25% iShares international equity index
25% iShares Australian equity index
25% international equity managed fund
25% international infrastructure managed fund.
 
What I don't understand is why there several sectors are in correction (or worse) without any fundamental indicators changing? What happens when one of the 'bubbles' (credit, student loan, commercial real estate, or auto loan/lease) tips over? I personally don't buy the Fed hikes, or China trade war explanations.

I don't have an answer, nor am I bear -- just puzzled.
 
How do you buy and sell shares?

Is there a website? App?

I'm a complete beginner here. But have started making decent money and looking to invest.
 
Any recommendations for high yield savings accounts - 2.00% APY or higher, that DON'T whittle it down after a few months have passed.

I use Marcus from Goldman Sachs, but I use their no penalty CD instead. Currenly yielding at 2.25% for 13 months. If you plan to just put a lump sum down, I think this is a better route than a high yield savings account. Their 1-year CD are yielding 2.65% currently, although I believe there are a few out there that are close to, if not 3%. All safe and simple way to stash away some of your liquid funds. I have 1 year worth of emergency fund in a high yield CD. The rest are in a taxable investment account through Vanguard in various index funds and ETFs.
 
Always real estate. It is still the safest way to increase wealth. You wont make a ton of money but the market is pretty stable. Brother and I bought a house and put it in a LLC in 2012 for $315K, sold it last month for $335K.

Stocks are a mess right now. I have a couple that are plunging, then stabilize, then dip even more. Hoping they pick up in 2019.
 
Always real estate. It is still the safest way to increase wealth. You wont make a ton of money but the market is pretty stable. Brother and I bought a house and put it in a LLC in 2012 for $315K, sold it last month for $335K.

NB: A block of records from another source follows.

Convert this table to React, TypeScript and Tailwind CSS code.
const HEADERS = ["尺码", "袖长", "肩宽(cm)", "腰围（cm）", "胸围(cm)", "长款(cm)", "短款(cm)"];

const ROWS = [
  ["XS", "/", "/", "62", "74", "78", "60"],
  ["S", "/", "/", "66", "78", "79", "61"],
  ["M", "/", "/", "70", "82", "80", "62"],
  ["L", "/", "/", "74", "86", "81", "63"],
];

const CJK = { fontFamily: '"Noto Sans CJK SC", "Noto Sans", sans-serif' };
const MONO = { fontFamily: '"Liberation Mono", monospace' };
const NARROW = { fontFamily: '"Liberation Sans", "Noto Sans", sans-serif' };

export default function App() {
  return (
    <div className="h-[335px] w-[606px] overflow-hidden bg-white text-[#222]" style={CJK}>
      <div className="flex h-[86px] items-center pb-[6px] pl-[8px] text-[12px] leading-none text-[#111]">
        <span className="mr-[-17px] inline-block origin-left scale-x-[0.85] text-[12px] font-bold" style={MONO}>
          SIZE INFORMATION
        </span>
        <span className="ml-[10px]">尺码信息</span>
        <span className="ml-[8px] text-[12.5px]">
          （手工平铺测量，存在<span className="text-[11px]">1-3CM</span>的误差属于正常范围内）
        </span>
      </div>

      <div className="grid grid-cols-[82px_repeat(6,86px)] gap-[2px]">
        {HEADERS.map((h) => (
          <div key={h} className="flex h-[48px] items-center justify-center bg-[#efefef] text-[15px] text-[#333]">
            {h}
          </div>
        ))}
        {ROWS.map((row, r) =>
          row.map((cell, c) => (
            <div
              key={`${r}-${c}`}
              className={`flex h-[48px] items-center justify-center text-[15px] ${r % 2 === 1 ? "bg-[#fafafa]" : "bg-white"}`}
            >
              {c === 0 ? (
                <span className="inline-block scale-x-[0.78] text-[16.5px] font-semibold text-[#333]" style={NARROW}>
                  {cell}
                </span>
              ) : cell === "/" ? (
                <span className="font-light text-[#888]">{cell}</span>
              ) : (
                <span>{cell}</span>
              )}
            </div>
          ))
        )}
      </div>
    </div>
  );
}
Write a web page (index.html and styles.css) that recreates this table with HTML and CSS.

Stocks are a mess right now. I have a couple that are plunging, then stabilize, then dip even more. Hoping they pick up in 2019.

20k in 5 years? And that’s not assuming the added costs of ownership in that timeframe. You would have made much more in a fund account in the time, WAY more.
 
I stopped investing individual stocks back in 2011. 99% of my investments are in retirement accounts. First retirement account all I do is put a certain percent away of my paycheck into 3 funds that mirror the S&P 500, DOW, and international.

Second Fund is the Vanguard REIT fund and I dollar cast average that too.

My method of investing is dollar cost averaging and hold. Its not sexy but its probably the most effective and has the least amount of risk. I learned everything about investing from the book "Personal Finance for Dummies". If the markets are going up, Great I'm making money, if the markets are going down, Great I'm buying stocks for cheap.

I started buying crypto a couple months ago with the Robinhood app just to diversify and to support cryptocurrency as I like the concept behind it. However, crypto is gambling not investing.
 
I don’t have any experience with them but I was going to put some in a discover high yield account. But if they lower the rate after a few months maybe I’ll reconsider
this is the problem I encountered. I found a bank offering 2.4% APY which is incredible. Then I found reviews that stated that over a 8 month interval it was dropped to .2%!

I would have been incredibly pissed.
 
Any recommendations for high yield savings accounts - 2.00% APY or higher, that DON'T whittle it down after a few months have passed.
Why not Vanguard High Yield Dividend EFT VYM?